When the second world war broke out, Norvell enrolled in officer's training with the United States Navy. He graduated from KSTC in 1943 with a Bachelor of Science degree in music. That same year, while living in Eureka, Kansas with his parents and awaiting his call to military duty, Norvel signed a contract to replace the town's school band director, who had just been drafted. Unfortunately, after only one week in the position Norvell's own military orders arrived and he was forced to resign. Knowing that he had a background in music, the Navy assigned him to training as a sound and communications officer and he eventually served with the third and fifth fleets in the South Pacific.

In 1946, after finishing military service, Norvell began teaching music in Moran, Kansas. Three years later he moved with his wife Joy and the first of their four children to Manhattan. He became director of the Manhattan high school band and orchestra and also taught the junior high school choir.

For more than thirty years, Larry Norvell provided steady and honorable leadership to the Manhattan Municipal Band. Not only did the size of the band increase under his baton, but so too did the caliber of their performances. It was Larry Norvell who was behind the 1962 construction of Manhattan's current band shell and we are very proud to name the rennovated facility after this icon of musical life in Manhattan.


Frank C. Tracz (b. 1956), Director 1995-present
Frank Tracz is a native of Cleveland, Ohio. He is a percussionist and attended The Ohio State University, where he earned his Bachelor's Degree in Music Education. After teaching instrumental music in the public schools of Ohio, Tracz went to the University of Wisconsin to work on his Master's Degree, also in Music Education. He returned to Ohio State, where he earned his Ph.D.

After completing his doctoral work, Dr. Tracz accepted the position of Assistant Director of Bands at Syracuse University in New York, where he directed the marching band and taught music education classes. Four years later, he moved to Morehead, Kentucky, where he was Director of Bands from 1991-1993. In the fall of 1993, Dr. Tracz and his family moved to Manhattan, Kansas so he could assume the duties of Director of Bands at Kansas State University. In this role, he directs the K-State Symphony Band, is director of the "Pride of Wildcat Land," the Kansas State University Marching Band, and teaches undergraduate courses in music education and conducting.
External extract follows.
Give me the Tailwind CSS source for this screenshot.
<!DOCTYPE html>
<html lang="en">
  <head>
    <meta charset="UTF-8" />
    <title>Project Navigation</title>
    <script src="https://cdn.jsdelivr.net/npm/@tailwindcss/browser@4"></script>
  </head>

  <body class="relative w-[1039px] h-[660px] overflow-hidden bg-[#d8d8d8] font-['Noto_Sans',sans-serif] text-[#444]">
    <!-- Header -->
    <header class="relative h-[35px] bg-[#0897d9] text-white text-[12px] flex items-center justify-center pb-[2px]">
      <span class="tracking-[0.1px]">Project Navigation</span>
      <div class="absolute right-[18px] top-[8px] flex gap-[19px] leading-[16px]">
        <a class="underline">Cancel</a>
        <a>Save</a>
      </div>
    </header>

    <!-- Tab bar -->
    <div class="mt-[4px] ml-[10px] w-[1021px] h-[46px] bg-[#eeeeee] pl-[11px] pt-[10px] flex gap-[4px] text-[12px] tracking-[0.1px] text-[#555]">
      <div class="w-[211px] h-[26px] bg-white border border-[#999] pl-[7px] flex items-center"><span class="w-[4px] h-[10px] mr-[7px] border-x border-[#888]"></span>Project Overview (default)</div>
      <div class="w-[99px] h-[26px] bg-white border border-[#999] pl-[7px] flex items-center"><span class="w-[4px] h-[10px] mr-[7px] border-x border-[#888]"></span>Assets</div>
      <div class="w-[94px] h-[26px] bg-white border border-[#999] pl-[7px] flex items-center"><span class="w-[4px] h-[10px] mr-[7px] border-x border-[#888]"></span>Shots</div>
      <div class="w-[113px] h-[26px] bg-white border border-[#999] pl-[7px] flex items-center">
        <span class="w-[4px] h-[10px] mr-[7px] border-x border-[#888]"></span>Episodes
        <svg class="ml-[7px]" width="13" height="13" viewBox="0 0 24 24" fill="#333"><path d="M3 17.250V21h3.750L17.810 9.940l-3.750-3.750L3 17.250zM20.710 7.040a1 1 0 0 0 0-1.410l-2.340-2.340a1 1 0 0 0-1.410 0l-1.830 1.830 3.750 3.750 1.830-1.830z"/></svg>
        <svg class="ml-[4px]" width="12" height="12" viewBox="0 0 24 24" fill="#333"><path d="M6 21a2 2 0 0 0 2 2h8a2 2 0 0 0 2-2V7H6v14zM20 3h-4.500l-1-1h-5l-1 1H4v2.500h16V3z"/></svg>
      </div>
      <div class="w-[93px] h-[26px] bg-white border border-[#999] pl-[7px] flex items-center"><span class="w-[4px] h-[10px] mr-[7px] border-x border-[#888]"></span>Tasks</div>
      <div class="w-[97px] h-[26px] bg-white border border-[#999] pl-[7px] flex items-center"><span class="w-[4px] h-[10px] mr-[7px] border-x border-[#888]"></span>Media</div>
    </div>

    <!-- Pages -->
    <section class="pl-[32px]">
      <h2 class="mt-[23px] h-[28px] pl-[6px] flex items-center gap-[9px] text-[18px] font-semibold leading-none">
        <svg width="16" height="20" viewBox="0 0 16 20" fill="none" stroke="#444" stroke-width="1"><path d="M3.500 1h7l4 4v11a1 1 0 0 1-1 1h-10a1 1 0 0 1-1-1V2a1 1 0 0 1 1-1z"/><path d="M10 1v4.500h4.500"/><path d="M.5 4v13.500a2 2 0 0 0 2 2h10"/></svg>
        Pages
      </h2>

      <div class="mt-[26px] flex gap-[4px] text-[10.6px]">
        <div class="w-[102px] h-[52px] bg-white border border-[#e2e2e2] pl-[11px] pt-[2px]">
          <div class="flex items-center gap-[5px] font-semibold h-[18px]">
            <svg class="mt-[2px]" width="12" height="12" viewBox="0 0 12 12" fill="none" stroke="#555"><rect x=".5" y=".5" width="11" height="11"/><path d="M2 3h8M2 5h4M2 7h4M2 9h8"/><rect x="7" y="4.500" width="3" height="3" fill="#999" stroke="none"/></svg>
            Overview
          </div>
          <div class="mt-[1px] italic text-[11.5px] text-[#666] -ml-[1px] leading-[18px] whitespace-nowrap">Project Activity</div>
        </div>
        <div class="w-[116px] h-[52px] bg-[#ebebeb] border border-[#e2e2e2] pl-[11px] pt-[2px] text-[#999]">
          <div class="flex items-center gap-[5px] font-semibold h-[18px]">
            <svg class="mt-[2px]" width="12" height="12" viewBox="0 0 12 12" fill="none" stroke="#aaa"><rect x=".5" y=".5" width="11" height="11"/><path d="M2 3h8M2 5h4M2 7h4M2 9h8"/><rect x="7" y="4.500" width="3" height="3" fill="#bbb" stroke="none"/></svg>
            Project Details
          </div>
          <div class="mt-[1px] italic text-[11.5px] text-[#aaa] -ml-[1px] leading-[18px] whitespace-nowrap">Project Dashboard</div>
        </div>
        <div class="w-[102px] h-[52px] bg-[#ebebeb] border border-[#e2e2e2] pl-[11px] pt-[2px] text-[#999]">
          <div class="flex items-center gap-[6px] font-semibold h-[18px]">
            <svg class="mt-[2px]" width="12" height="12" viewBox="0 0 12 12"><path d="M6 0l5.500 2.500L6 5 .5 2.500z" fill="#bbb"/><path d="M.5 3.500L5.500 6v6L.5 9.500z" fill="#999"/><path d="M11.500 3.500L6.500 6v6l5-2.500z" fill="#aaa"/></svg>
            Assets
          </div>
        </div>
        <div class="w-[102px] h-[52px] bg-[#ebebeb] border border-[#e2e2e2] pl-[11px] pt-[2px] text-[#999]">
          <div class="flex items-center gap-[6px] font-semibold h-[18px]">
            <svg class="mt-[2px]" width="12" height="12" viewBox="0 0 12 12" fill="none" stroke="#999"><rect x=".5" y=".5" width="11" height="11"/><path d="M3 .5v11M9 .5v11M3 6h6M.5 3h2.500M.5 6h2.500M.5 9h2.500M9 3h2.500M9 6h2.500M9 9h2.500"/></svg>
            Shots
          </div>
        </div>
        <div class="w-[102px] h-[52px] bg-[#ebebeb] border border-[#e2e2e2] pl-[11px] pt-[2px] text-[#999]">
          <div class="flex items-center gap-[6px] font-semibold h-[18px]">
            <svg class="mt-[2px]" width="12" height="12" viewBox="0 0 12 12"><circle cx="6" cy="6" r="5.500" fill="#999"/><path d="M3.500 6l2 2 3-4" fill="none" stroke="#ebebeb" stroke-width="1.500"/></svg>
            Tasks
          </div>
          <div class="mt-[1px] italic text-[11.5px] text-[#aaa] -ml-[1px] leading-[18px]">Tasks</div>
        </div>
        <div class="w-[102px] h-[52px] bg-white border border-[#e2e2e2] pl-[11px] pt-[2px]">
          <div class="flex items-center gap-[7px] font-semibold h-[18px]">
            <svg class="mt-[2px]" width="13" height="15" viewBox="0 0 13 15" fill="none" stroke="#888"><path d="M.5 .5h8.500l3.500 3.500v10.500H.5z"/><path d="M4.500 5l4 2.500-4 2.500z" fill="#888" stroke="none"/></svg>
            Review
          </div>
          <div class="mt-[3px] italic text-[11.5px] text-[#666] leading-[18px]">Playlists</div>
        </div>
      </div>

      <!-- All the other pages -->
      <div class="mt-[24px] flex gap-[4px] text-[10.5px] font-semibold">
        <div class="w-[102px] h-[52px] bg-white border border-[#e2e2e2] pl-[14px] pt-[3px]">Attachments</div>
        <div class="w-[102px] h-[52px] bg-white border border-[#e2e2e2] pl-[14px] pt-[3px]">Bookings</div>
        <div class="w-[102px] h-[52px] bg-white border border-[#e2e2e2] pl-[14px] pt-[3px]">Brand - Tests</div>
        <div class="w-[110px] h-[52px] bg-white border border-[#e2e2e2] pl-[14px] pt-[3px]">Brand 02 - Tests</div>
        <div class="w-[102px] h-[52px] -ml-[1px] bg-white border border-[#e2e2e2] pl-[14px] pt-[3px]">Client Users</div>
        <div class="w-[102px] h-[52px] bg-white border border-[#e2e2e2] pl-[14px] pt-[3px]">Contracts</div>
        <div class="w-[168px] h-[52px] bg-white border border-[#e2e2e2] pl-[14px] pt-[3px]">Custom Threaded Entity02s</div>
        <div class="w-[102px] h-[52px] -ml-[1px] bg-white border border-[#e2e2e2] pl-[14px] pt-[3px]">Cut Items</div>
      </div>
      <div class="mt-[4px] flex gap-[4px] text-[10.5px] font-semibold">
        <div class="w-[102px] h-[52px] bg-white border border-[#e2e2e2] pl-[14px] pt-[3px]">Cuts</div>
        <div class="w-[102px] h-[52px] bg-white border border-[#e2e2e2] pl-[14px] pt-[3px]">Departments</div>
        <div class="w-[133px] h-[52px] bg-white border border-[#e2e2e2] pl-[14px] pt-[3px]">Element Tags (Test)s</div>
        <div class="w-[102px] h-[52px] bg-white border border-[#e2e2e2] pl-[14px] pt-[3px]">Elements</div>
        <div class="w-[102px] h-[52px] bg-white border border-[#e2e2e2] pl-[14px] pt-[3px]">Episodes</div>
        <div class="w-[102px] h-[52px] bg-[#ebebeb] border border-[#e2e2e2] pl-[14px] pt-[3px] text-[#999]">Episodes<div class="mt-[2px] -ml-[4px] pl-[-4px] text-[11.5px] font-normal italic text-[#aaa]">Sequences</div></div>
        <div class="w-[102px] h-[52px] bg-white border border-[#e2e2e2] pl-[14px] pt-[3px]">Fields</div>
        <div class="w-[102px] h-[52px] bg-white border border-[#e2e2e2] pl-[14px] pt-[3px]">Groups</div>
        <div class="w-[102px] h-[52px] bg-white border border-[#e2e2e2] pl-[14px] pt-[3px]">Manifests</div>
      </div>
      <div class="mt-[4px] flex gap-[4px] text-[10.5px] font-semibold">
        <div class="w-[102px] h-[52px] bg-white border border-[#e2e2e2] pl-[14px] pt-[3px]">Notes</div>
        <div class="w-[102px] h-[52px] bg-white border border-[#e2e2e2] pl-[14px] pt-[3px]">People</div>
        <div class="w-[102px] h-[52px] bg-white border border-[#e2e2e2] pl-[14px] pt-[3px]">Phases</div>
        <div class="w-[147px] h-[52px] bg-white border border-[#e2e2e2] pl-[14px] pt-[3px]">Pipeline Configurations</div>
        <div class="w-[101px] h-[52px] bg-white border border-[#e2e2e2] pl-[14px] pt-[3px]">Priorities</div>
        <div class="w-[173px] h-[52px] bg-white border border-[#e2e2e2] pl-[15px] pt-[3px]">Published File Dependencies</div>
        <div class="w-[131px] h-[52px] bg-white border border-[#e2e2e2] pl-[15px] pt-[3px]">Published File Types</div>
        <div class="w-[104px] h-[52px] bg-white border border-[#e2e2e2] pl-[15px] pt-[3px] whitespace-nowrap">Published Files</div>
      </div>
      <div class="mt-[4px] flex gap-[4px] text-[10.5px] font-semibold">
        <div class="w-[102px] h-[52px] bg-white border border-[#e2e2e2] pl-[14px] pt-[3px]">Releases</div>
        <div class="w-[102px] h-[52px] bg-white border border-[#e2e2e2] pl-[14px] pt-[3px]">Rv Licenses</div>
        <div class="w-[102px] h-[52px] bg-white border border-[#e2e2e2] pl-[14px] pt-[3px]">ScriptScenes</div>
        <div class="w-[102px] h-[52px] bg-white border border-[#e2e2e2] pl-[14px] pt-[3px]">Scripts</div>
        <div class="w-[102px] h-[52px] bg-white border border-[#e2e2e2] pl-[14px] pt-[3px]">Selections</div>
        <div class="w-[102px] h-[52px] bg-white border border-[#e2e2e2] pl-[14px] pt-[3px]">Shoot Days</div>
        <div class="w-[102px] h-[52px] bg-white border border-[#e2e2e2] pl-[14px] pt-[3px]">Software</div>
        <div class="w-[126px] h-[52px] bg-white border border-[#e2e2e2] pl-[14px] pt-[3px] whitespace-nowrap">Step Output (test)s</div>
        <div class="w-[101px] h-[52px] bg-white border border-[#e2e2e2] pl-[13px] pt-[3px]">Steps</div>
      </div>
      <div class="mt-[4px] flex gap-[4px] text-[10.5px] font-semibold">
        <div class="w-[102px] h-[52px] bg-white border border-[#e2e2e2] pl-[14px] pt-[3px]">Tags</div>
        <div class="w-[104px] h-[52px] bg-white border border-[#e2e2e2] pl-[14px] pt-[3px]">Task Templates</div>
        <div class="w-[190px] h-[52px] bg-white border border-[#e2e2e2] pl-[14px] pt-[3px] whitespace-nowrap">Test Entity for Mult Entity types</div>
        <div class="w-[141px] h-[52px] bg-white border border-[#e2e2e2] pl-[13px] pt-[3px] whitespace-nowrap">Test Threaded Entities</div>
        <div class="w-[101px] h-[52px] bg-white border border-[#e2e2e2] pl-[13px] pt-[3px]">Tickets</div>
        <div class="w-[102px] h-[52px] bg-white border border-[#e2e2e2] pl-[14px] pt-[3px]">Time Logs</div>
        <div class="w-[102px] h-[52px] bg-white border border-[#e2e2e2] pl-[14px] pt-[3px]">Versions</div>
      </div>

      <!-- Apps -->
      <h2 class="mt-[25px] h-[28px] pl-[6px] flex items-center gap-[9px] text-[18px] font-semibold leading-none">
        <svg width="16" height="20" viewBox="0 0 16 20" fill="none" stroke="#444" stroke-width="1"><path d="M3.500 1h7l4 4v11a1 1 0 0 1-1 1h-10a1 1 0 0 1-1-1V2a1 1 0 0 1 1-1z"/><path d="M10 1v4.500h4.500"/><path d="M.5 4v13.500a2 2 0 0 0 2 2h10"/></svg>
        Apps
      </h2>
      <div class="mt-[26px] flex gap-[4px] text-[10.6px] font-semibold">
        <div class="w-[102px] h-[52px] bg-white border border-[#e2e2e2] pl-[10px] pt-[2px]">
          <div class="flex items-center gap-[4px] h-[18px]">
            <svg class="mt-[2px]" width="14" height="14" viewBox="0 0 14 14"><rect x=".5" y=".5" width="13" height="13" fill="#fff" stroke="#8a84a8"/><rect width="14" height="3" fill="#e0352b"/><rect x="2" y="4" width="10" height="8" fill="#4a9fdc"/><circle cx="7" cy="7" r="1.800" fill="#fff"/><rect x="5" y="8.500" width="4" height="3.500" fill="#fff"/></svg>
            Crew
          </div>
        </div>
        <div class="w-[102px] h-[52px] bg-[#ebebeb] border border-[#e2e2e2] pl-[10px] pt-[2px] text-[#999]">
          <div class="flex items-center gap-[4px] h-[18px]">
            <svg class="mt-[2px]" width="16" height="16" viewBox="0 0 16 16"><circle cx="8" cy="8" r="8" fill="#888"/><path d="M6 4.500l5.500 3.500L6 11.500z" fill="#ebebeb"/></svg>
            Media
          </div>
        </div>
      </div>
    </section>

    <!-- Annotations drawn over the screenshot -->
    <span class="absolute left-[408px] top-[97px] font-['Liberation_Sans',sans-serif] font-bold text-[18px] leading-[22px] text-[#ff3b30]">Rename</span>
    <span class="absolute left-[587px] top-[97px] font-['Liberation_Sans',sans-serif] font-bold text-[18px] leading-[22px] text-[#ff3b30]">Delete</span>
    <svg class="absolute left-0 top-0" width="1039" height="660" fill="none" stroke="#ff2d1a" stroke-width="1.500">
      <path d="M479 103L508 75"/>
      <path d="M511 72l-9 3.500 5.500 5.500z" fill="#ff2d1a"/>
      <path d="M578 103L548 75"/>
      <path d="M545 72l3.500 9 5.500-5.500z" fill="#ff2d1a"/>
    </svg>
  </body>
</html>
When Dr. Tracz first came to Manhattan he played in the percussion section of the Manhattan Municipal Band, still under the baton of Larry Norvell. Since he has taken the podium of the band, the band has continued to grow, not only in numbers -- presently over seventy-five musicians -- but also in its level of performance and its involvement in the greater Manhattan community.

 

EPILOGUE
In addition to its seven contracted conductors, t
he Manhattan Municipal Band has played under many guest conductors, including John Boyd, a Manhattan native and current director of Bands at Indiana State University; Clifton Williams, noted composer and conductor; Dr. Frank Piersol, march composer and Emeritus Director of Bands at Iowa State University and The University of Iowa; Eugene Rousseau, former Professor of Music at Indiana University.

The Manhattan Municipal Band is very proud of its history and its place as a central part of life in Manhattan, Kansas. Nearly every resident of this town has somehow been touched by the municipal band, whether as a performing member or as part of our audience. As we close in on a century of service to central Kansas we look forward to continued growth and excellence. If you are, or have ever been a member of the Manhattan Municipal Band, we hope that you will always take pride in that affiliation. If you have ever been a member of our audience we thank you for your support and hope for your many returns. If you have never attended one of our performances we hope that you will take advantage of that opportunity very soon so that you can experience this wonderful community we call home.